TIME Falkland Islands

Argentina Proposes Talks With Britain on the Future of the Falkland Islands

The northeast coast of Pebble Island
Dea/R. Valterza—De Agostini/Getty Images The northeast coast of Pebble Island, Falkland Islands, British Overseas Territory

The disputed archipelago, currently ruled by Britain, was the object of a 1982 war between the two countries

The British government has been invited by its Argentine counterpart to enter into diplomatic negotiations over the future of the Falkland Islands, which Argentina calls the Malvinas.

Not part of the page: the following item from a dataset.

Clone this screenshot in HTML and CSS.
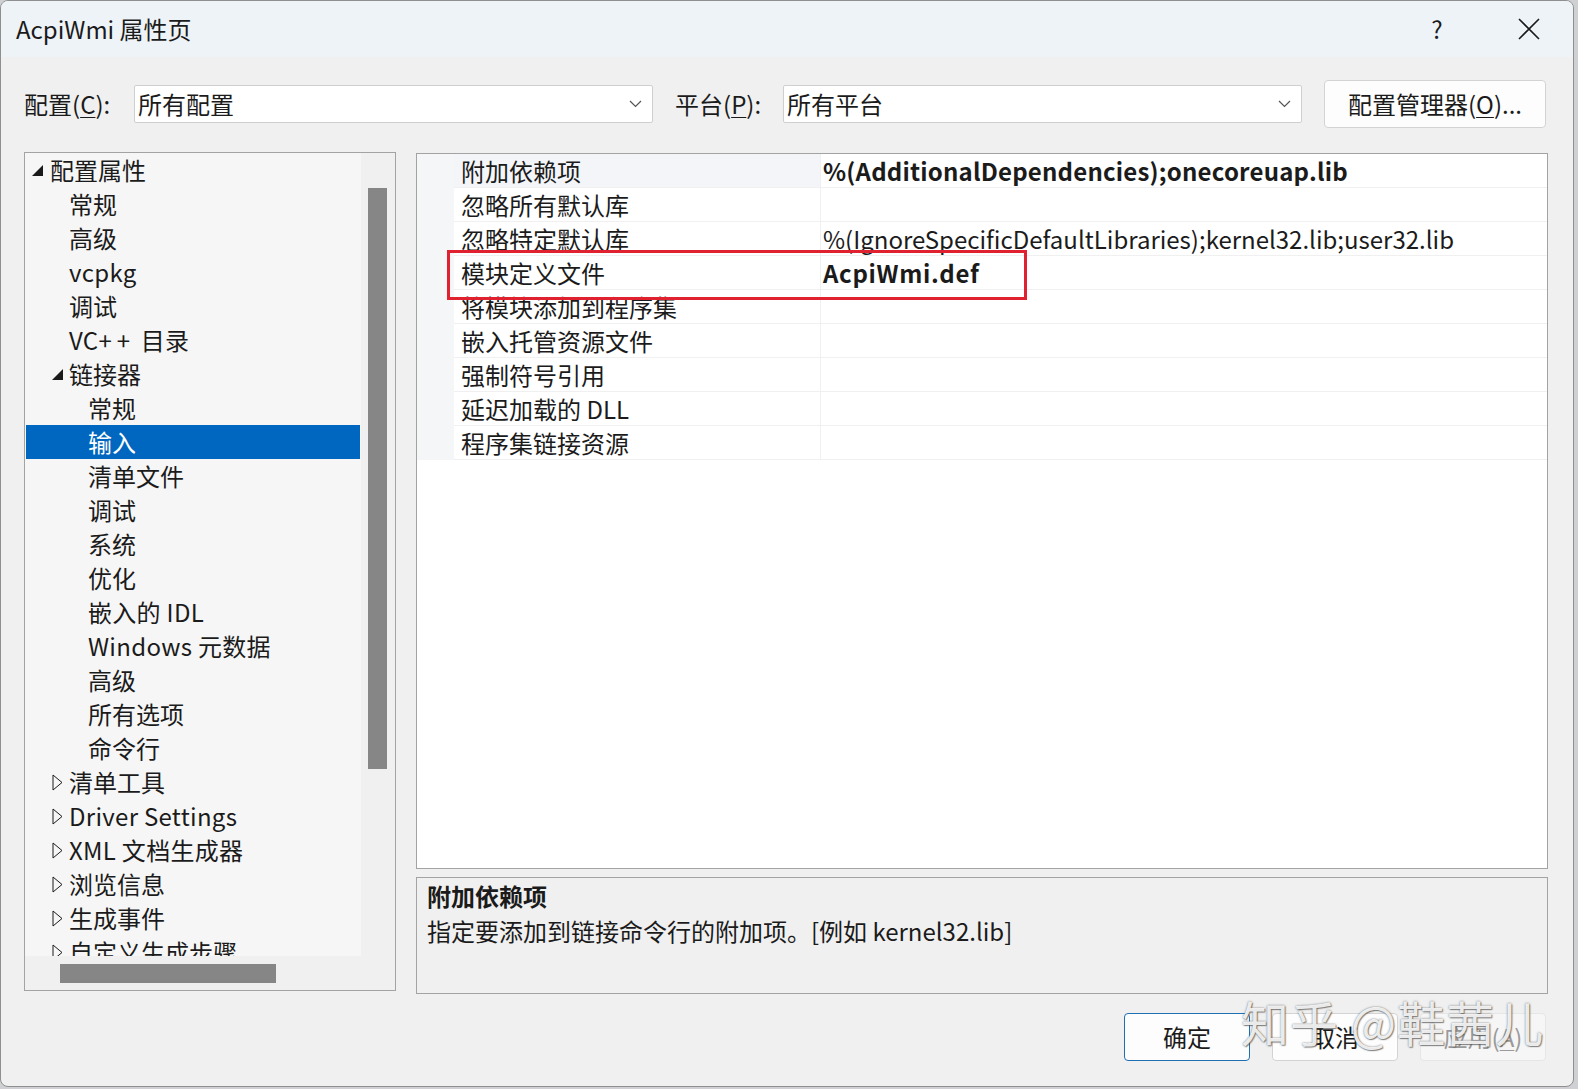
FILE: index.html
```html
<!DOCTYPE html>
<html lang="zh-CN">
<head>
<meta charset="utf-8">
<title>AcpiWmi 属性页</title>
<link rel="stylesheet" href="styles.css">
</head>
<body>
<div class="window">
  <div class="titlebar">
    <span class="title">AcpiWmi 属性页</span>
    <span class="help">?</span>
    <span class="close">
      <svg width="22" height="22" viewBox="0 0 22 22"><path d="M1 1 L21 21 M21 1 L1 21" stroke="#1a1a1a" stroke-width="1.6" fill="none"/></svg>
    </span>
  </div>
  <div class="body">
    <div class="config-row">
      <span class="cfg-label">配置(<u>C</u>):</span>
      <div class="combo"><span>所有配置</span><svg class="chev" width="13" height="8" viewBox="0 0 13 8"><path d="M1 1 L6.5 6.5 L12 1" stroke="#555" stroke-width="1.2" fill="none"/></svg></div>
      <span class="cfg-label second">平台(<u>P</u>):</span>
      <div class="combo"><span>所有平台</span><svg class="chev" width="13" height="8" viewBox="0 0 13 8"><path d="M1 1 L6.5 6.5 L12 1" stroke="#555" stroke-width="1.2" fill="none"/></svg></div>
      <button class="btn cfg-mgr">配置管理器(<u>O</u>)...</button>
    </div>
    <div class="main">
      <div class="tree">
        <div class="tree-view">
          <div class="row l0"><svg class="exp" width="11" height="11" viewBox="0 0 11 11"><path d="M11 0 L11 11 L0 11 Z" fill="#1a1a1a"/></svg>配置属性</div>
          <div class="row l1">常规</div>
          <div class="row l1">高级</div>
          <div class="row l1 latin">vcpkg</div>
          <div class="row l1">调试</div>
          <div class="row l1 latin"><span>VC<span class="plus">++</span> 目录</span></div>
          <div class="row l1"><svg class="exp" width="11" height="11" viewBox="0 0 11 11"><path d="M11 0 L11 11 L0 11 Z" fill="#1a1a1a"/></svg>链接器</div>
          <div class="row l2">常规</div>
          <div class="row l2 selected">输入</div>
          <div class="row l2">清单文件</div>
          <div class="row l2">调试</div>
          <div class="row l2">系统</div>
          <div class="row l2">优化</div>
          <div class="row l2 latin">嵌入的 IDL</div>
          <div class="row l2 latin">Windows 元数据</div>
          <div class="row l2">高级</div>
          <div class="row l2">所有选项</div>
          <div class="row l2">命令行</div>
          <div class="row l1"><svg class="col" width="11" height="17" viewBox="0 0 11 17"><path d="M1 1 L10 8.5 L1 16 Z" fill="none" stroke="#1a1a1a" stroke-width="1"/></svg>清单工具</div>
          <div class="row l1 latin"><svg class="col" width="11" height="17" viewBox="0 0 11 17"><path d="M1 1 L10 8.5 L1 16 Z" fill="none" stroke="#1a1a1a" stroke-width="1"/></svg>Driver Settings</div>
          <div class="row l1 latin"><svg class="col" width="11" height="17" viewBox="0 0 11 17"><path d="M1 1 L10 8.5 L1 16 Z" fill="none" stroke="#1a1a1a" stroke-width="1"/></svg>XML 文档生成器</div>
          <div class="row l1"><svg class="col" width="11" height="17" viewBox="0 0 11 17"><path d="M1 1 L10 8.5 L1 16 Z" fill="none" stroke="#1a1a1a" stroke-width="1"/></svg>浏览信息</div>
          <div class="row l1"><svg class="col" width="11" height="17" viewBox="0 0 11 17"><path d="M1 1 L10 8.5 L1 16 Z" fill="none" stroke="#1a1a1a" stroke-width="1"/></svg>生成事件</div>
          <div class="row l1"><svg class="col" width="11" height="17" viewBox="0 0 11 17"><path d="M1 1 L10 8.5 L1 16 Z" fill="none" stroke="#1a1a1a" stroke-width="1"/></svg>自定义生成步骤</div>
        </div>
        <div class="vscroll"><div class="vthumb"></div></div>
        <div class="hscroll"><div class="hthumb"></div></div>
        <div class="corner"></div>
      </div>
      <div class="right-col">
        <div class="grid">
          <div class="grow first"><div class="gut"></div><div class="name">附加依赖项</div><div class="val bold">%(AdditionalDependencies);onecoreuap.lib</div></div>
          <div class="grow"><div class="gut"></div><div class="name">忽略所有默认库</div><div class="val"></div></div>
          <div class="grow"><div class="gut"></div><div class="name">忽略特定默认库</div><div class="val">%(IgnoreSpecificDefaultLibraries);kernel32.lib;user32.lib</div></div>
          <div class="grow"><div class="gut"></div><div class="name">模块定义文件</div><div class="val bold wide">AcpiWmi.def</div></div>
          <div class="grow"><div class="gut"></div><div class="name">将模块添加到程序集</div><div class="val"></div></div>
          <div class="grow"><div class="gut"></div><div class="name">嵌入托管资源文件</div><div class="val"></div></div>
          <div class="grow"><div class="gut"></div><div class="name">强制符号引用</div><div class="val"></div></div>
          <div class="grow"><div class="gut"></div><div class="name">延迟加载的 DLL</div><div class="val"></div></div>
          <div class="grow"><div class="gut"></div><div class="name">程序集链接资源</div><div class="val"></div></div>
          <div class="highlight"></div>
        </div>
        <div class="desc">
          <div class="desc-title">附加依赖项</div>
          <div class="desc-text">指定要添加到链接命令行的附加项。[例如 kernel32.lib]</div>
        </div>
      </div>
    </div>
    <div class="buttons">
      <button class="btn dlg default">确定</button>
      <button class="btn dlg">取消</button>
      <button class="btn dlg disabled">应用(<u>A</u>)</button>
    </div>
  </div>
  <div class="watermark">知乎 @鞋茜儿</div>
</div>
</body>
</html>
```
FILE: styles.css
```css
html, body {
  margin: 0;
  padding: 0;
  background: #cfd0d4;
}
body {
  font-family: "Noto Sans CJK SC", "Noto Sans", sans-serif;
  color: #1b1b1b;
  font-size: 24px;
}
u {
  text-decoration: underline;
  text-underline-offset: 3px;
  text-decoration-thickness: 1px;
}
.window {
  width: 1574px;
  height: 1087px;
  box-sizing: border-box;
  border: 1px solid #8f8f8f;
  border-radius: 8px;
  background: #f0f0f0;
  overflow: hidden;
  position: relative;
}
.titlebar {
  height: 56px;
  background: #eef3f8;
  display: flex;
  align-items: center;
  padding-left: 15px;
}
.title {
  flex: 1;
  font-size: 24px;
  line-height: 30px;
}
.help {
  font-size: 24px;
  line-height: 30px;
  width: 20px;
  text-align: center;
  margin-right: 71px;
}
.close {
  width: 22px;
  height: 22px;
  margin-right: 33px;
  display: flex;
}
.body {
  padding: 23px 25px 0 23px;
}
.config-row {
  display: flex;
  align-items: center;
  height: 48px;
}
.cfg-label {
  width: 110px;
  line-height: 34px;
}
.cfg-label.second {
  width: 108px;
  margin-left: 22px;
}
.combo {
  width: 519px;
  height: 38px;
  box-sizing: border-box;
  background: #fff;
  border: 1px solid #cfcfcf;
  border-radius: 2px;
  display: flex;
  align-items: center;
  padding-left: 3px;
  padding-right: 10px;
}
.combo span {
  flex: 1;
  line-height: 34px;
}
.btn {
  font-family: inherit;
  font-size: 24px;
  color: #1b1b1b;
  background: #fdfdfd;
  border: 1px solid #d3d3d3;
  border-radius: 4px;
  height: 48px;
  padding: 0;
  line-height: 34px;
}
.cfg-mgr {
  width: 222px;
  margin-left: 22px;
}
.main {
  display: flex;
  gap: 20px;
  margin-top: 24px;
}
.tree {
  width: 372px;
  height: 839px;
  box-sizing: border-box;
  border: 1px solid #a3a3a3;
  background: #f0f0f0;
  display: grid;
  grid-template-columns: 336px 34px;
  grid-template-rows: 803px 34px;
}
.tree-view {
  background: #f6f6f6;
  overflow: hidden;
}
.row {
  height: 34px;
  line-height: 34px;
  white-space: nowrap;
  display: flex;
  align-items: center;
  margin-right: 1px;
  margin-left: 1px;
}
.row.latin {
  letter-spacing: 0.3px;
}
.plus {
  letter-spacing: 5px;
}
.row.l0 { padding-left: 6px; }
.row.l1 { padding-left: 43px; }
.row.l2 { padding-left: 62px; }
.row .exp {
  margin-right: 7px;
}
.row.l1:has(.exp), .row.l1:has(.col) { padding-left: 25px; }
.row.l1 .exp { margin-right: 6px; margin-left: 1px; }
.row .col { margin-left: 1px; margin-right: 6px; }
.row.selected {
  background: #0067c0;
  color: #fff;
}
.vthumb {
  margin-top: 35px;
  margin-left: 7px;
  width: 19px;
  height: 581px;
  background: #868686;
}
.hthumb {
  margin-top: 8px;
  margin-left: 35px;
  width: 216px;
  height: 19px;
  background: #868686;
}
.right-col {
  width: 1132px;
  display: flex;
  flex-direction: column;
}
.grid {
  margin-top: 1px;
  height: 716px;
  box-sizing: border-box;
  border: 1px solid #a3a3a3;
  background: #fff;
  position: relative;
}
.grow {
  display: grid;
  grid-template-columns: 37px 366px 1fr;
  height: 34px;
}
.gut {
  background: #f5f6f8;
}
.name, .val {
  box-sizing: border-box;
  border-bottom: 1px solid #f0f0f0;
  line-height: 33px;
  white-space: nowrap;
  overflow: hidden;
}
.name {
  padding-left: 7px;
}
.val {
  padding-left: 2px;
  border-left: 1px solid #f0f0f0;
}
.grow.first .name {
  background: #f3f5f8;
}
.bold {
  font-weight: 700;
  letter-spacing: 0.2px;
}
.bold.wide {
  letter-spacing: 0.7px;
}
.highlight {
  position: absolute;
  left: 30px;
  top: 96px;
  width: 580px;
  height: 50px;
  box-sizing: border-box;
  border: 3px solid #e0212f;
}
.desc {
  margin-top: 8px;
  height: 117px;
  box-sizing: border-box;
  border: 1px solid #a3a3a3;
  background: #f0f0f0;
  padding: 0 10px;
  line-height: 35px;
}
.desc-title {
  font-weight: 700;
}
.buttons {
  display: flex;
  justify-content: flex-end;
  gap: 22px;
  margin-top: 19px;
  margin-right: 2px;
}
.dlg {
  width: 126px;
}
.dlg.default {
  border-color: #1f6fb3;
}
.dlg.disabled {
  color: #9a9a9a;
  background: #f6f6f6;
  border-color: #e6e6e6;
}
.watermark {
  position: absolute;
  left: 1240px;
  top: 988px;
  font-size: 48px;
  line-height: 64px;
  color: rgba(255, 255, 255, 0.88);
  text-shadow: 0 0 2px rgba(60, 60, 60, 0.7), 1px 1px 1px rgba(80, 80, 80, 0.6);
  white-space: nowrap;
  letter-spacing: 1px;
}
```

The Guardian cited a statement from the Argentine Foreign Ministry, under the direction of the country’s new conservative government, which said the U.K. had been invited to “resume as soon as possible negotiations aimed at settling fairly and definitively, the sovereignty dispute over the Malvinas (Falklands) islands, South Georgia, South Sandwich islands and surrounding territorial seas.”

The archipelago, about 300 miles (500 km) off the Argentine coast, was the object of a war between Argentina and the U.K. in 1982. Hundreds of British and Argentine troops — the latter mostly young conscripts — died in the conflict.

Whitehall has long asserted sovereignty to the islands, which it considers an overseas territory, as has Buenos Aires, which maintains that it inherited them from Spain upon the ending of colonial rule.